— BEGIN —
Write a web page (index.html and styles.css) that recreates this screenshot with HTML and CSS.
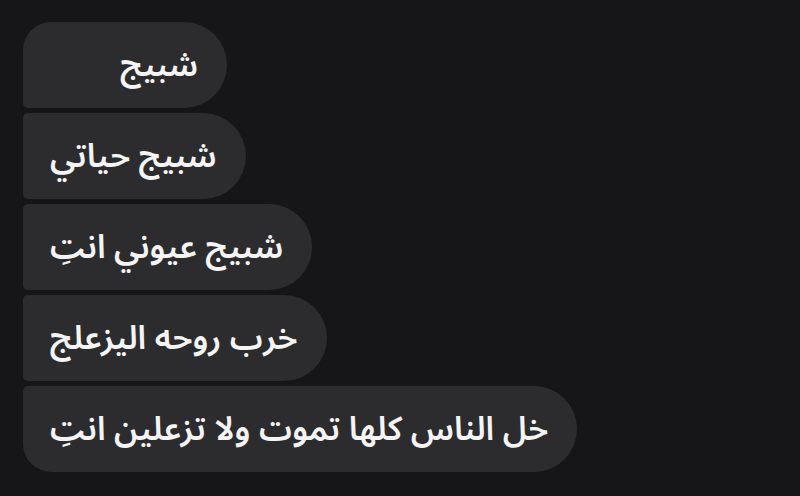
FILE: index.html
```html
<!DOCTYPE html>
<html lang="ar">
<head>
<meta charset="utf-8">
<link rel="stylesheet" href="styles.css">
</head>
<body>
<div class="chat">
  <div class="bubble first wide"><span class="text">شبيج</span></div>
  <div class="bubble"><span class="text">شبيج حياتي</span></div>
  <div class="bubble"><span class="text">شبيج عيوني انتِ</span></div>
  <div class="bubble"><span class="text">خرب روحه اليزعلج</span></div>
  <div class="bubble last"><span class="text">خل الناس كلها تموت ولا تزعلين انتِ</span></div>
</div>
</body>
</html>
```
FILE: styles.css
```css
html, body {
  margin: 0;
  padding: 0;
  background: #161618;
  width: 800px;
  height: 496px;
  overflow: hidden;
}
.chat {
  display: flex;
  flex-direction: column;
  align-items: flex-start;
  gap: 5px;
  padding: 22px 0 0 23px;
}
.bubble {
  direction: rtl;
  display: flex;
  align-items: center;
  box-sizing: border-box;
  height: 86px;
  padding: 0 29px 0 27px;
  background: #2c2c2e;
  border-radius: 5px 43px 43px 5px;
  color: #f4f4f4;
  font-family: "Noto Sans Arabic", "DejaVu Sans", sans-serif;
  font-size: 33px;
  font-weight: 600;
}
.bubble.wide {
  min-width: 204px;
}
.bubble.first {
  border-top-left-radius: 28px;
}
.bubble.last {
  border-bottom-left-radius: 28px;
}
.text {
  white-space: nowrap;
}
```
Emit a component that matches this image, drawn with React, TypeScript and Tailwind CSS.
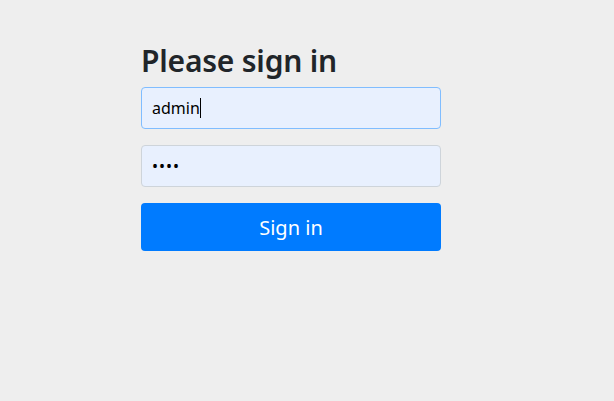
— END —
### Problem details
Your task is to set down the records shown above exactly, minus any pictures.

### Reply
Write a web page (index.html and styles.css) that recreates this screenshot with HTML and CSS.
FILE: index.html
```html
<!DOCTYPE html>
<html lang="ar">
<head>
<meta charset="utf-8">
<link rel="stylesheet" href="styles.css">
</head>
<body>
<div class="chat">
  <div class="bubble first wide"><span class="text">شبيج</span></div>
  <div class="bubble"><span class="text">شبيج حياتي</span></div>
  <div class="bubble"><span class="text">شبيج عيوني انتِ</span></div>
  <div class="bubble"><span class="text">خرب روحه اليزعلج</span></div>
  <div class="bubble last"><span class="text">خل الناس كلها تموت ولا تزعلين انتِ</span></div>
</div>
</body>
</html>
```
FILE: styles.css
```css
html, body {
  margin: 0;
  padding: 0;
  background: #161618;
  width: 800px;
  height: 496px;
  overflow: hidden;
}
.chat {
  display: flex;
  flex-direction: column;
  align-items: flex-start;
  gap: 5px;
  padding: 22px 0 0 23px;
}
.bubble {
  direction: rtl;
  display: flex;
  align-items: center;
  box-sizing: border-box;
  height: 86px;
  padding: 0 29px 0 27px;
  background: #2c2c2e;
  border-radius: 5px 43px 43px 5px;
  color: #f4f4f4;
  font-family: "Noto Sans Arabic", "DejaVu Sans", sans-serif;
  font-size: 33px;
  font-weight: 600;
}
.bubble.wide {
  min-width: 204px;
}
.bubble.first {
  border-top-left-radius: 28px;
}
.bubble.last {
  border-bottom-left-radius: 28px;
}
.text {
  white-space: nowrap;
}
```
Emit a component that matches this image, drawn with React, TypeScript and Tailwind CSS.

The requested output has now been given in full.